夏天,夏天
我上班的工位就在窗边,扭头就能目睹一片夏天,不远处的高架路上车来车往,太阳打在车身上,画出一道道流动的弧线。上海的夏天少风,公司园区的树木静静地立着,天偶尔是湛蓝的,大部分时间多云,浦东机场的飞机有时会划过我们目之所及的天空,和公司的大楼搭配起来,总能够拍出好看的照片。眺望远处,是依稀可见的陆家嘴上海地标,夕阳时分最美,三三俩俩的同事,忍不住用手机去记录。长大后看夏天,总像一个旁观者,身体被困着,无法热烈的参与其中,记忆却不断回溯,总想起那些过去夏天的种种。
在上海的夏天,会想起夜晚微凉的风,和关系要好的同事们,骑着自行车,骑过上海一条又一条路,最后我们回到我们提前订好的民宿,一起吃外卖,看电影,电影总是无法看完整,大家各有各的意见,悬疑片换喜剧片,新片换旧片,电影换到电视剧,电视剧换到综艺,综艺换到纪录片,最后什么也没有看成。有时候我们可能是在外面聚餐、瞎逛,从夜晚八九点,一直耗到凌晨时分,夏末恰好走到立秋。
想起从长沙辗转跑来上海的那个夏天,从决定去上海到离职,从离职到真正离开,就是短短十几天,没有和当时相熟的任何人有所谓郑重其事的再见,不过是在朋友圈里,写下了八个字:不惜告别,就此西东。那是我第一次坐飞机,我飞了南宁,转辗去了一趟珠海,最后坐火车到上海,熬了整整一夜,抵达后,夏日早晨的阳光甚好,充满希望。晚上我就去了外滩,天下着濛濛雨,希望被浇灭了一半。
还有实习的那个夏天,在珠海,一家工厂,没日没夜。那年一部改编自同名小说的电影《在路上》快要出来,我到书店买下这本书。那天有种造作的仪式感,带着耳机听鲍勃迪伦的《答案在风中飘零》,坐在沿海的情侣南路上,读《在路上》,书没读几页,快十年下来也没能读完,但彼时彼景倒留在了脑海里。那年离开珠海时,用相识的几个人的名字,作了一首藏字诗,很浅显,你一定读得懂:来时叶落今花香,百日流去无知觉。去时一部忆一帧,路上无人影成双。功名不曾符黄粱,使我不得开心颜,一路向北心渐悦,未新之路任我搏。

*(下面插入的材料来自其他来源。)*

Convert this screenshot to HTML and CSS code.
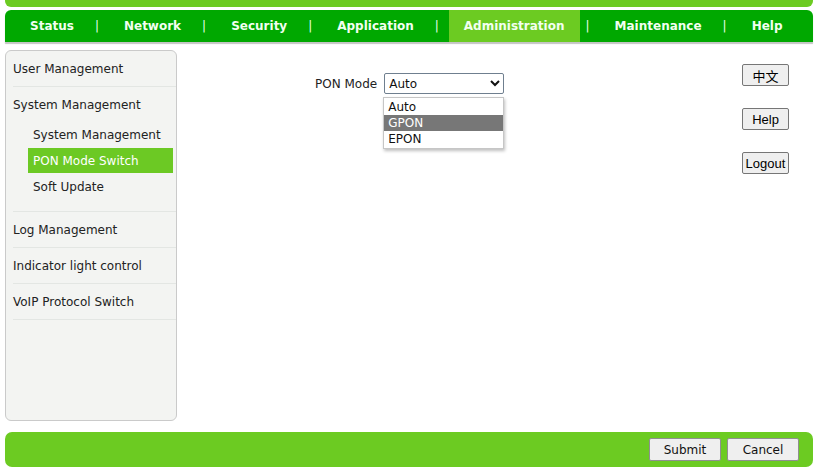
FILE: index.html
```html
<!DOCTYPE html>
<html lang="en">
<head>
    <meta charset="UTF-8">
    <title>Administration - PON Mode Switch</title>
    <link rel="stylesheet" href="styles.css">
</head>
<body>
    <div class="top-bar"></div>

    <div class="nav">
        <span class="nav-item">Status</span>
        <span class="nav-sep">|</span>
        <span class="nav-item">Network</span>
        <span class="nav-sep">|</span>
        <span class="nav-item">Security</span>
        <span class="nav-sep">|</span>
        <span class="nav-item">Application</span>
        <span class="nav-sep">|</span>
        <span class="nav-item active">Administration</span>
        <span class="nav-sep">|</span>
        <span class="nav-item">Maintenance</span>
        <span class="nav-sep">|</span>
        <span class="nav-item">Help</span>
    </div>

    <div class="main">
        <div class="side-menu">
            <div class="menu-group">
                <div class="menu-title">User Management</div>
            </div>
            <div class="menu-group open">
                <div class="menu-title">System Management</div>
                <div class="sub-item">System Management</div>
                <div class="sub-item selected">PON Mode Switch</div>
                <div class="sub-item">Soft Update</div>
            </div>
            <div class="menu-group">
                <div class="menu-title">Log Management</div>
            </div>
            <div class="menu-group">
                <div class="menu-title">Indicator light control</div>
            </div>
            <div class="menu-group">
                <div class="menu-title">VoIP Protocol Switch</div>
            </div>
        </div>

        <div class="content">
            <div class="form-row">
                <label for="pon-mode">PON Mode</label>
                <div class="select-wrap">
                    <select id="pon-mode" class="mode-select">
                        <option>Auto</option>
                        <option>GPON</option>
                        <option>EPON</option>
                    </select>
                    <div class="select-popup">
                        <div class="popup-option">Auto</div>
                        <div class="popup-option hover">GPON</div>
                        <div class="popup-option">EPON</div>
                    </div>
                </div>
            </div>
        </div>

        <div class="side-buttons">
            <button class="small-btn">中文</button>
            <button class="small-btn">Help</button>
            <button class="small-btn">Logout</button>
        </div>
    </div>

    <div class="bottom-bar">
        <button class="form-btn">Submit</button>
        <button class="form-btn">Cancel</button>
    </div>
</body>
</html>
```

FILE: styles.css
```css
* {
    box-sizing: border-box;
}

body {
    margin: 0;
    background: #fff;
    font-family: "DejaVu Sans", Verdana, sans-serif;
    font-size: 12px;
    color: #222;
}

.top-bar {
    height: 7px;
    margin: 0 7px 0 5px;
    background: #6ccb22;
    border-radius: 0 0 6px 6px;
}

.nav {
    display: flex;
    align-items: center;
    height: 32px;
    margin: 3px 7px 0 5px;
    padding-left: 10px;
    background: #00a800;
    border-radius: 6px 6px 0 0;
    box-shadow: 0 2px 1px #c4c4c4;
    color: #f2fff0;
}

.nav-item {
    height: 32px;
    line-height: 32px;
    padding: 0 15px;
    font-weight: bold;
}

.nav-item.active {
    background: #6ccb22;
}

.nav-sep {
    margin: 0 10px 0 6px;
    font-size: 12px;
    color: #e8ffe8;
}

.main {
    display: flex;
    margin: 8px 7px 0 5px;
}

.side-menu {
    width: 172px;
    height: 371px;
    background: #f3f4f2;
    border: 1px solid #cacaca;
    border-radius: 6px;
}

.menu-group {
    margin-left: 7px;
    border-bottom: 1px solid #e3e6e3;
}

.menu-group.open {
    padding-bottom: 11px;
}

.menu-title {
    height: 35px;
    line-height: 36px;
}

.sub-item {
    height: 25px;
    line-height: 26px;
    margin: 0 3px 1px 15px;
    padding-left: 5px;
}

.sub-item.selected {
    background: #6cc924;
    color: #fff;
}

.content {
    flex: 1;
    padding: 23px 0 0 138px;
}

.form-row {
    display: flex;
    align-items: center;
    gap: 7px;
}

.select-wrap {
    position: relative;
}

.mode-select {
    width: 120px;
    height: 21px;
    padding: 0;
    border: 1px solid #6f7f8f;
    border-radius: 2px;
    background: #fff;
    font-family: "DejaVu Sans", Verdana, sans-serif;
    font-size: 12px;
    color: #111;
}

.select-popup {
    position: absolute;
    top: 24px;
    left: -1px;
    width: 121px;
    padding: 1px 0;
    background: #fff;
    border: 1px solid #c6c6c6;
    box-shadow: 1px 2px 3px rgba(0, 0, 0, 0.25);
}

.popup-option {
    height: 16px;
    line-height: 16px;
    padding-left: 4px;
    color: #111;
}

.popup-option.hover {
    background: #777;
    color: #fff;
}

.side-buttons {
    display: flex;
    flex-direction: column;
    gap: 22px;
    padding: 14px 24px 0 0;
}

.small-btn {
    width: 47px;
    height: 22px;
    padding: 0;
    background: #efefef;
    border: 1px solid #767676;
    border-radius: 2px;
    font-family: "Liberation Sans", Arial, "Noto Sans CJK SC", sans-serif;
    font-size: 13px;
    color: #000;
}

.bottom-bar {
    display: flex;
    justify-content: flex-end;
    gap: 6px;
    height: 35px;
    margin: 11px 7px 0 5px;
    padding: 6px 14px 0 0;
    background: #6ccb22;
    border-radius: 7px;
}

.form-btn {
    width: 72px;
    height: 23px;
    padding: 0;
    background: #efefef;
    border: 1px solid #8f8f8f;
    border-radius: 2px;
    font-family: "DejaVu Sans", Verdana, sans-serif;
    font-size: 12px;
    color: #111;
}
```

一定是能够记起我的学生时代的,一瞬就回到2005年的夏天,随之满脑子响起光良的声音。那时第二天就要暑假了,大家收拾住校的铺盖回家,我们几个人顺路,便一起走,从下坡的大马路拐入河边的小道,慢悠悠的走,白天好像长的永远不会离开似的。相互有好感的男孩女孩在嬉戏追闹,我羡慕的看着发笑。河边有老大爷在钓鱼,我们来了兴致,蹲坐在自己的“行李”上,静静地,一看就是一个下午,直到日落西山,才意犹未尽离去。
还有我八、九岁年纪那个夏天,我随我爸到县城看病,花了不少钱。我们从西渡车站转过神龙酒店,沿新正街一直走到县人民医院,觉得县城好大。住院一段时间后准备求乘车回家,路过夏明翰广场,那天的广场人声鼎沸,在举行一场抽奖活动,搭着舞台,一辆辆崭新的摩托车停在上头,听着喇叭里的声音就大概知道什么意思了。我不愿意走,直勾勾看着那些人和奖品,爸妈见状,拉着我过去选卡片抽奖,我选了三张,六块钱。什么也没有抽到。爸妈也没有说什么,我只觉得有种不可名状的怅然若失。
电影《蓝色大门》里,张士豪对孟克柔说:“整个夏天都快过完了,好像什么事都没有做。”孟克柔附和:“对啊,我们就只是跑来跑去,什么事都没有做。”张士豪最后说:“但是总会留下些什么,留下什么,我们就变成什么样的大人。”
这个夏天才刚开始,一切都他妈来得及。
题图:蓝色大门剧照
注:本文当中几段关于夏天的记忆,几乎都曾在社交网络上记录并分享过。